( AP ) - Al-Qaida's No. 2 Ayman al-Zawahri warned of "traitors" among insurgents in Iraq and called on Iraqi Sunni Arab tribes to purge those who help the Americans in a new videotape posted Monday on the Web.
Al-Zawahri's comments were aimed at undermining so-called "awakening councils" - the groups of Iraqi Sunni tribesmen that the U.S. military has backed to help fight al-Qaida in Iraq and its allies.
Some Sunni insurgent groups have fought alongside American forces, and the U.S. military has touted the councils as a major factor in reducing violence in war-torn regions like Iraq's Anbar province.
In the 90-minute video, al-Zawahri warned of the "presence of hypocrites and traitors among the ranks of the mujahedeen working and fighting for the Americans."
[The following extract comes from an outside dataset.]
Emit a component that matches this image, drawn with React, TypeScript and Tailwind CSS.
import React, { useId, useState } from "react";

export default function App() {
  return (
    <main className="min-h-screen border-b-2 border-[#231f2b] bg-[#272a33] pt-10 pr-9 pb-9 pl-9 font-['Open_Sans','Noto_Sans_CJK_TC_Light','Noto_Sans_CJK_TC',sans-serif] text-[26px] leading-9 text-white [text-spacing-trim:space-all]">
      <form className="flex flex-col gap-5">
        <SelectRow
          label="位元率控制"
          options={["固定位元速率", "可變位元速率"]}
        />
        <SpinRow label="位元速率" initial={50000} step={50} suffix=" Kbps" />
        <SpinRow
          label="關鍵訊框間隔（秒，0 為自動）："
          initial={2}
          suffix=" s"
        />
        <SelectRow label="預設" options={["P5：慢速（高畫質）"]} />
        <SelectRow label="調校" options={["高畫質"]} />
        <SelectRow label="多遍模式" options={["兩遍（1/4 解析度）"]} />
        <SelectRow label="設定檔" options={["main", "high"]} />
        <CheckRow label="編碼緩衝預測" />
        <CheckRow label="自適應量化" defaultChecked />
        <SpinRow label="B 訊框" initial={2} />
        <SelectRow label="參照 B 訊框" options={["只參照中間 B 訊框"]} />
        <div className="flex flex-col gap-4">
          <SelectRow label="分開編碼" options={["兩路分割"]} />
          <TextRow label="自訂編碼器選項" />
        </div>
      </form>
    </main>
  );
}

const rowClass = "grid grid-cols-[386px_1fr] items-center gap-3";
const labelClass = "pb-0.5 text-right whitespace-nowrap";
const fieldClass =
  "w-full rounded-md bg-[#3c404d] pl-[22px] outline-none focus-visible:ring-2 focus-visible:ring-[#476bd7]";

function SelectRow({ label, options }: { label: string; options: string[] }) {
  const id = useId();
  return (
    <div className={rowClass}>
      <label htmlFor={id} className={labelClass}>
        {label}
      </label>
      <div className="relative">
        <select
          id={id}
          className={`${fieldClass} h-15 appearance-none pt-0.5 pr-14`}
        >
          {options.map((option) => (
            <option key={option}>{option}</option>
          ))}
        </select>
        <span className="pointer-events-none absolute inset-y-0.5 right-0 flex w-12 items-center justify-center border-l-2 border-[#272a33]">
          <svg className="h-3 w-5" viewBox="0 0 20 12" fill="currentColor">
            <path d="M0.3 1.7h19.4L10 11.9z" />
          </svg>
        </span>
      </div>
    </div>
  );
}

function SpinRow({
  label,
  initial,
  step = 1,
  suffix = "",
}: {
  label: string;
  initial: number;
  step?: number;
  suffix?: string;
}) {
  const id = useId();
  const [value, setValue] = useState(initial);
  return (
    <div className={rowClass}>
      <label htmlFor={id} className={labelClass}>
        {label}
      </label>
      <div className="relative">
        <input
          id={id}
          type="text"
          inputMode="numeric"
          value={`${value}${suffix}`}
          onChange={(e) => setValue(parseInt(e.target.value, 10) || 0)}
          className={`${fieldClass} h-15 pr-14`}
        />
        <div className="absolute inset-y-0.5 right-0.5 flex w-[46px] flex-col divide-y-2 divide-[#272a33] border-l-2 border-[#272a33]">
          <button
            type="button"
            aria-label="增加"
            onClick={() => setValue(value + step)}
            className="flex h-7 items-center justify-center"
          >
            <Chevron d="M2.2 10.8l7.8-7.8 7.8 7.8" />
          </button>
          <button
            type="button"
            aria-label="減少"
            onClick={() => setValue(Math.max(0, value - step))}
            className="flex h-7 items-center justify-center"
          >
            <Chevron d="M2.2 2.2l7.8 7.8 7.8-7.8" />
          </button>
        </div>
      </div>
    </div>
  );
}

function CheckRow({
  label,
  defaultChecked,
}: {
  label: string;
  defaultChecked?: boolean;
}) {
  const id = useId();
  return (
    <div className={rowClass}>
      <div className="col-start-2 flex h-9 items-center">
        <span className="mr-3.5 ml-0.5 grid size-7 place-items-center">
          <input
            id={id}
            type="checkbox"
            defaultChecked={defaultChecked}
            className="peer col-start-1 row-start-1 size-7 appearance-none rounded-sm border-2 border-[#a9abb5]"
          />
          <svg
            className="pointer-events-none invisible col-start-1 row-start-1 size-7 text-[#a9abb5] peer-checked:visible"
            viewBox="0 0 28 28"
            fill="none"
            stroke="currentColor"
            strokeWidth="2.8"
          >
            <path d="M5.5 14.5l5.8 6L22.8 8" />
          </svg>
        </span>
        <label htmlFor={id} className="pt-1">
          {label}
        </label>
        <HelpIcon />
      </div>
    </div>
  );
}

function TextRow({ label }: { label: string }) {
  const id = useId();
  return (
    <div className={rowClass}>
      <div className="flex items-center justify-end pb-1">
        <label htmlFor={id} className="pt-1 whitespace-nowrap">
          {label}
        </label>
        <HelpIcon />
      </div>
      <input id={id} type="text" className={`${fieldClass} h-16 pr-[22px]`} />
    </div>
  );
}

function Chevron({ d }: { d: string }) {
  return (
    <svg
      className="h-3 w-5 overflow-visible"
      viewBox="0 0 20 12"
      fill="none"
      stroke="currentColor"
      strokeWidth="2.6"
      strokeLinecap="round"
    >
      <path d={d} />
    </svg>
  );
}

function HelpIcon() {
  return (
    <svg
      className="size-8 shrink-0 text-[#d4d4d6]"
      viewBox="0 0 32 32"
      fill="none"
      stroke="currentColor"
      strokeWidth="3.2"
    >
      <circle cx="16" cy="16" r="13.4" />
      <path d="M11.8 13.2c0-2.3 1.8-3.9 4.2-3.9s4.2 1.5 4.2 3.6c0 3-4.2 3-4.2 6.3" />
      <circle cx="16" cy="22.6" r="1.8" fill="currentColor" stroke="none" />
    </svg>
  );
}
The mujahedeen "must throw out the bribe-taking collaborators from among their ranks, those who sold out their faith and fight under the banner of the cross. They must expose them to the Muslim world," al-Zawahri said. "Those who support the Americans are despicable scum," he said, calling on the "noble tribes of Iraq, those that defend Islam, to stand up to this scum."
"The tribe or clan that does not cleanse itself of traitors and apostates will be remembered in history for generations as one of the collaborators and traitors," he warned. "But any clan or tribe that defends Islam and crushes traitors ... will be remembered in Arab history with pride and glory."
The video was made in the form of an interview of al-Zawahri by Al-Sahab, the media arm of al-Qaida. Al-Zawahri - wearing a white turban and robes - sat in front of shelves of Islamic theology and law books, answering questions from an unseen interviewer.Earlier this month, the Islamic State of Iraq - the insurgent coalition in Iraq linked to al-Qaida - announced a new campaign against members of awakening groups.
The founder of the awakening movement, Abdul-Sattar Abu Risha, was killed in a bombing in September in Ramadi 10 days after meeting President Bush at a U.S. base in Anbar. Fifteen people were killed that same month when a suicide bomber struck a U.S.-sponsored reconciliation of Shiite and Sunni tribal sheiks.
At the same time as the awakening councils have arisen, the Islamic State of Iraq has faced disputes with other insurgent groups that continue to fight the Americans and accuse al-Qaida of trying to intimidate their fighters into joining the al-Qaida linked alliance.
In an October message, al-Qaida chief Osama bin Laden called on Iraqi insurgents to unite and avoid dangerous "extremism" in their allegiances to their factions. Bin Laden said all groups - including al-Qaida in Iraq - should admit mistakes and resolve differences.
Al-Zawahri on Monday took a tougher stance, saying that insurgents should focus on purging "traitors" rather than making accusations against the Islamic State of Iraq.
"The mujahedeen should end their disputes by turning to scholars to judge between them by Islamic Sharia law," al-Zawahri said.
"I can't say any side is innocent or guilty in a case where I haven't heard both sides. But I say the Islamic State of Iraq is not guilty of having a political ideology that allows the slaying of innocents," he said.
"Even if we suppose that the accusations are true, is the Islamic State the only one that has made mistakes?" he said. "Most importantly, do the acts that it and other jihadi groups are accused of reach the level of ... other groups that have collaborated with the Americans and fought alongside them?"
Al-Zawahri said the Americans have failed in Iraq and will withdraw soon.
"The reports from Iraq tell of the growth of the mujahedeen and the collapse of the Americans' circumstances," he said.
"The American forces are defeated and looking for a way out. Their government is faced with an incredible popular demand to withdraw," he said, adding that the U.S. forces would abandon Iraqi troops "to their fate."
"No matter how much the gigantic propoganda machine in America tries to deceive the people, the reality is stronger and worse than all the deceptions," al-Zawahri said.
The U.S. general responsible for the ground campaign in Iraq said Sunday that violence in the country is at its lowest levels since the first year of the American invasion, which began in 2003.